I’m probably a little old school in that regard — I want to see what a person has to offer and see the imperfections of a human working and making a mistake that sounds amazing. AI is something that has just come up that’s cool to talk about and maybe people can create tools with it, but I don’t feel it can replace a human’s emotions in music.

Do you have any favorite studio sessions? If so, what made them so good?

One that comes to mind is working in a Rihanna songwriting camp, early on in my career. No music came out of that, but it helped me see a different approach to how music can be created.

“Now, I can be in rooms with pop stars, ballad singers and different genres that don’t require me to just show a couple of instrumentals.”

Before that, my approach was always showing a CD or USB with five or eight instrumentals to the artist, who then just did their thing.

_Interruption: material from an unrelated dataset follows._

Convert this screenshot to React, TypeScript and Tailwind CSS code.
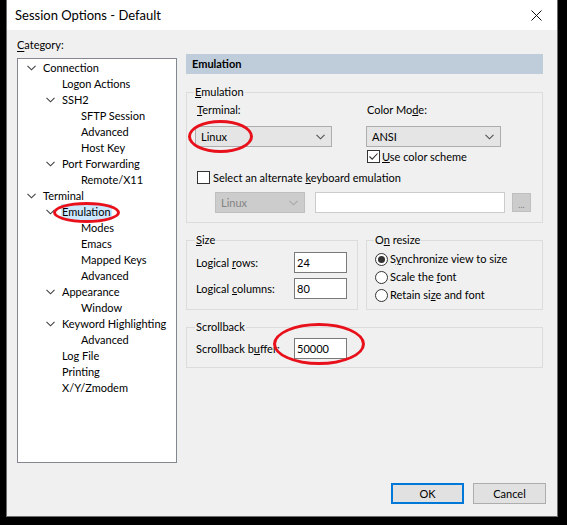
import React from 'react';

type Node = [number, boolean, string];

const TREE: Node[] = [
  [0, true, 'Connection'],
  [1, false, 'Logon Actions'],
  [1, true, 'SSH2'],
  [2, false, 'SFTP Session'],
  [2, false, 'Advanced'],
  [2, false, 'Host Key'],
  [1, true, 'Port Forwarding'],
  [2, false, 'Remote/X11'],
  [0, true, 'Terminal'],
  [1, true, 'Emulation'],
  [2, false, 'Modes'],
  [2, false, 'Emacs'],
  [2, false, 'Mapped Keys'],
  [2, false, 'Advanced'],
  [1, true, 'Appearance'],
  [2, false, 'Window'],
  [1, true, 'Keyword Highlighting'],
  [2, false, 'Advanced'],
  [1, false, 'Log File'],
  [1, false, 'Printing'],
  [1, false, 'X/Y/Zmodem'],
];

const PAD = ['pl-[9px]', 'pl-[28px]', 'pl-[47px]'];

function Chevron({ color = '#404040' }: { color?: string }) {
  return (
    <svg width="9" height="6" viewBox="0 0 9 6" className="shrink-0">
      <path d="M0.5 0.8 L4.5 4.8 L8.5 0.8" fill="none" stroke={color} strokeWidth="1.1" />
    </svg>
  );
}

function Ellipse({ cls }: { cls: string }) {
  return <span className={`absolute border-[3px] border-[#e8111b] rounded-[50%] pointer-events-none ${cls}`} />;
}

function Select({ value, w, disabled }: { value: string; w: string; disabled?: boolean }) {
  return (
    <div
      className={`${w} h-[21px] flex items-center justify-between pl-[5px] pr-[6px] border ${
        disabled ? 'bg-[#cccccc] border-[#bfbfbf] text-[#838383]' : 'bg-[#e5e5e5] border-[#adadad]'
      }`}
    >
      <span>{value}</span>
      <Chevron color={disabled ? '#a8a8a8' : '#505050'} />
    </div>
  );
}

function Input({ value }: { value: string }) {
  return (
    <div className="w-[53px] h-[21px] bg-white border border-[#7a7a7a] flex items-center pl-[2px]">{value}</div>
  );
}

function Checkbox({ checked }: { checked?: boolean }) {
  return (
    <span className="w-[13px] h-[13px] border border-[#333] bg-white flex items-center justify-center shrink-0">
      {checked && (
        <svg width="11" height="11" viewBox="0 0 11 11">
          <path d="M1.5 5.5 L4.2 8.2 L9.5 2.5" fill="none" stroke="#333" strokeWidth="1.1" />
        </svg>
      )}
    </span>
  );
}

function Radio({ checked }: { checked?: boolean }) {
  return (
    <span className="w-[13px] h-[13px] rounded-full border border-[#333] bg-white flex items-center justify-center shrink-0">
      {checked && <span className="w-[7px] h-[7px] rounded-full bg-[#333]" />}
    </span>
  );
}

export default function App() {
  return (
    <div className="w-[567px] h-[525px] bg-black pl-[6px] font-['Lato',sans-serif] text-[11px] leading-[16px] text-black">
      <div className="w-[552px] h-[517px] bg-[#f0f0f0] border-x border-b border-[#6e6e6e] flex flex-col">
        <div className="h-[30px] bg-white flex items-center justify-between pl-[8px] pr-[15px]">
          <span className="text-[13px]">Session Options - Default</span>
          <svg width="11" height="11" viewBox="0 0 11 11">
            <path d="M0.5 0.5 L10.5 10.5 M10.5 0.5 L0.5 10.5" stroke="#111" strokeWidth="1" />
          </svg>
        </div>

        <div className="flex-1 flex flex-col px-[10px]">
          <div className="flex gap-[9px]">
            <div className="w-[160px] flex flex-col">
              <div className="mt-[7px]">
                <u className="underline-offset-2">C</u>ategory:
              </div>
              <div className="mt-[5px] h-[405px] border border-[#828790] bg-white pt-[1px]">
                {TREE.map(([lvl, chev, label], i) => (
                  <div key={i} className={`h-[16px] flex items-center gap-[7px] ${PAD[lvl]}`}>
                    {chev ? <Chevron /> : <span className="w-[9px] shrink-0" />}
                    {label === 'Emulation' ? (
                      <span className="relative bg-[#cce8ff] -ml-[1px] px-[1px]">
                        {label}
                        <Ellipse cls="-left-[8px] -top-[2px] w-[67px] h-[21px]" />
                      </span>
                    ) : (
                      <span>{label}</span>
                    )}
                  </div>
                ))}
              </div>
            </div>

            <div className="w-[357px] flex flex-col">
              <div className="mt-[24px] h-[20px] bg-[#bfcddb] flex items-center pl-[6px] font-bold">Emulation</div>

              <fieldset className="mt-[10px] border border-[#dcdcdc] pb-[9px]">
                <legend className="ml-[7px] px-[1px]">
                  <u>E</u>mulation
                </legend>
                <div className="flex">
                  <div className="ml-[8px] w-[137px]">
                    <div className="mt-[2px] pl-[2px]">
                      <u>T</u>erminal:
                    </div>
                    <div className="relative mt-[8px]">
                      <Select value="Linux" w="w-[137px]" />
                      <Ellipse cls="-left-[7px] -top-[6px] w-[65px] h-[33px]" />
                    </div>
                  </div>
                  <div className="ml-[34px] w-[135px]">
                    <div className="mt-[2px] pl-[1px]">
                      Color Mo<u>d</u>e:
                    </div>
                    <div className="mt-[8px]">
                      <Select value="ANSI" w="w-[135px]" />
                    </div>
                    <div className="mt-[3px] h-[13px] flex items-center gap-[2px] pl-[1px]">
                      <Checkbox checked />
                      <span>
                        <u>U</u>se color scheme
                      </span>
                    </div>
                  </div>
                </div>
                <div className="mt-[8px] h-[13px] flex items-center gap-[3px] pl-[10px]">
                  <Checkbox />
                  <span>
                    Select an alternate <u>k</u>eyboard emulation
                  </span>
                </div>
                <div className="mt-[8px] flex items-start pl-[28px]">
                  <Select value="Linux" w="w-[90px]" disabled />
                  <div className="ml-[10px] w-[190px] h-[21px] bg-white border border-[#cccccc]" />
                  <div className="ml-[7px] mt-[1px] w-[19px] h-[19px] bg-[#cccccc] border border-[#bfbfbf] flex items-end justify-center text-[9px] leading-[12px] text-[#838383]">
                    ...
                  </div>
                </div>
              </fieldset>

              <div className="mt-[9px] flex gap-[8px]">
                <fieldset className="w-[172px] border border-[#dcdcdc] pb-[10px]">
                  <legend className="ml-[8px] px-[1px]">
                    <u>S</u>ize
                  </legend>
                  <div className="mt-[4px] flex items-center">
                    <span className="pl-[9px] w-[107px]">
                      Logical <u>r</u>ows:
                    </span>
                    <Input value="24" />
                  </div>
                  <div className="mt-[5px] flex items-center">
                    <span className="pl-[9px] w-[107px]">
                      Logical <u>c</u>olumns:
                    </span>
                    <Input value="80" />
                  </div>
                </fieldset>
                <fieldset className="w-[177px] border border-[#dcdcdc] pb-[4px]">
                  <legend className="ml-[7px] px-[1px]">
                    O<u>n</u> resize
                  </legend>
                  <div className="mt-[2px] flex flex-col pl-[8px]">
                    <div className="h-[18px] flex items-center gap-[2px]">
                      <Radio checked />
                      <span>
                        S<u>y</u>nchronize view to size
                      </span>
                    </div>
                    <div className="h-[18px] flex items-center gap-[2px]">
                      <Radio />
                      <span>
                        Scale the <u>f</u>ont
                      </span>
                    </div>
                    <div className="h-[18px] flex items-center gap-[2px]">
                      <Radio />
                      <span>
                        Retain si<u>z</u>e and font
                      </span>
                    </div>
                  </div>
                </fieldset>
              </div>

              <fieldset className="mt-[9px] border border-[#dcdcdc] pb-[8px]">
                <legend className="ml-[8px] px-[1px]">Scrollback</legend>
                <div className="mt-[3px] flex items-center">
                  <span className="pl-[9px] w-[107px]">
                    Scrollback b<u>u</u>ffer:
                  </span>
                  <div className="relative">
                    <Input value="50000" />
                    <Ellipse cls="-left-[21px] -top-[15px] w-[92px] h-[42px]" />
                  </div>
                </div>
              </fieldset>
            </div>
          </div>

          <div className="mt-[20px] flex justify-end gap-[9px] pr-[1px]">
            <button className="w-[73px] h-[21px] bg-[#e1e1e1] border-2 border-[#0078d7] flex items-center justify-center">
              OK
            </button>
            <button className="w-[73px] h-[21px] bg-[#e1e1e1] border border-[#adadad] flex items-center justify-center">
              Cancel
            </button>
          </div>
        </div>
      </div>
    </div>
  );
}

At the camp, I saw how I could go to a studio that has three or four different rooms with songwriters, sit down and start to create ideas from scratch, try different chord progressions that work better for the energy of a track, that sort of thing.

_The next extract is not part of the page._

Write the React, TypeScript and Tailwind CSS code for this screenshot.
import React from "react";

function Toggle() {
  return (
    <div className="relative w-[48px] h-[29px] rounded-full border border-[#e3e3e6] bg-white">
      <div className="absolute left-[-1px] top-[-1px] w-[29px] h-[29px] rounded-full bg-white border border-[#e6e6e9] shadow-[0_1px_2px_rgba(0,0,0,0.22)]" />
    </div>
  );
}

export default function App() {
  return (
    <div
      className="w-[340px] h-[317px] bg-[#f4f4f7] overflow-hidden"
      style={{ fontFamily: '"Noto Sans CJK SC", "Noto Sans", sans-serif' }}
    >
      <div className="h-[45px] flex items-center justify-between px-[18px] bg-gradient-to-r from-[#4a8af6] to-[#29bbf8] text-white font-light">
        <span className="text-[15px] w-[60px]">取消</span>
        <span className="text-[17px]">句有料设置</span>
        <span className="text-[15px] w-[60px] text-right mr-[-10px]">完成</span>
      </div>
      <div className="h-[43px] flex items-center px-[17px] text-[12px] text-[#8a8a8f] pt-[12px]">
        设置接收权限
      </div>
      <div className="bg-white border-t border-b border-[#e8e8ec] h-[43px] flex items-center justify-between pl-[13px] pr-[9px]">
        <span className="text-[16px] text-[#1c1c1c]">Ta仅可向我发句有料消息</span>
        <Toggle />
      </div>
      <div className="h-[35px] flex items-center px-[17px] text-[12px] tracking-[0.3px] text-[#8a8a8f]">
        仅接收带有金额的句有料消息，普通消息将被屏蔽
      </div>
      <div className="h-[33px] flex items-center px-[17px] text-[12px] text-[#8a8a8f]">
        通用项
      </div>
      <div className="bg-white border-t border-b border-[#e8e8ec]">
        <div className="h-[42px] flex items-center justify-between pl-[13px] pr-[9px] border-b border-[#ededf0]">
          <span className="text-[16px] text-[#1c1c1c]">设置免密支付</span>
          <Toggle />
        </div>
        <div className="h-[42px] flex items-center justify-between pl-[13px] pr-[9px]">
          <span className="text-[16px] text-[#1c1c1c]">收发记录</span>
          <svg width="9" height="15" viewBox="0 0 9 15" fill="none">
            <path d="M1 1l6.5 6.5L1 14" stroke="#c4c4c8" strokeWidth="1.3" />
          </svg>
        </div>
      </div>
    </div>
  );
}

That helped me a lot to be in different rooms. Now, I can be in rooms with pop stars, ballad singers and different genres that don’t require me to just show a couple of instrumentals.

Do you have any most challenging studio sessions and if so, what did you learn from that experience?

Sometimes it’s difficult for me to work with other producers. I think you need to have a synergy and connection with a different producer.

Some of those sessions where I’ve been with another producer haven’t clicked because the approaches would be different to how I would do it and didn’t keep you as engaged in the track. You can feel like the track isn’t getting to where it needs to be, but you also don’t want to make the other person feel uncomfortable or bad.

Now, I approach that by either going with a producer I’ve got a relationship with. Or, if I don’t, the session is more about getting to know each other rather than us having to create a track for sure.

What are your ultimate ambitions? Is there anything on the business side you’d like to achieve or any artists you’d really like to work with?

Both. There’s still a lot of artists that I wish to work with and one of the goals for 2024 is, now that I did an album with all Spanish-speaking artists this year, I want to dive into one that’s leaning more towards the English side, from a project point of view, not a single track.

I’ve already worked with her but to have Dua Lipa on the project would be amazing, as well as people like Frank Ocean, Travis Scott, Olivia Rodrigo, Kanye. I would try to go with people who inspire me and see what could come out of that.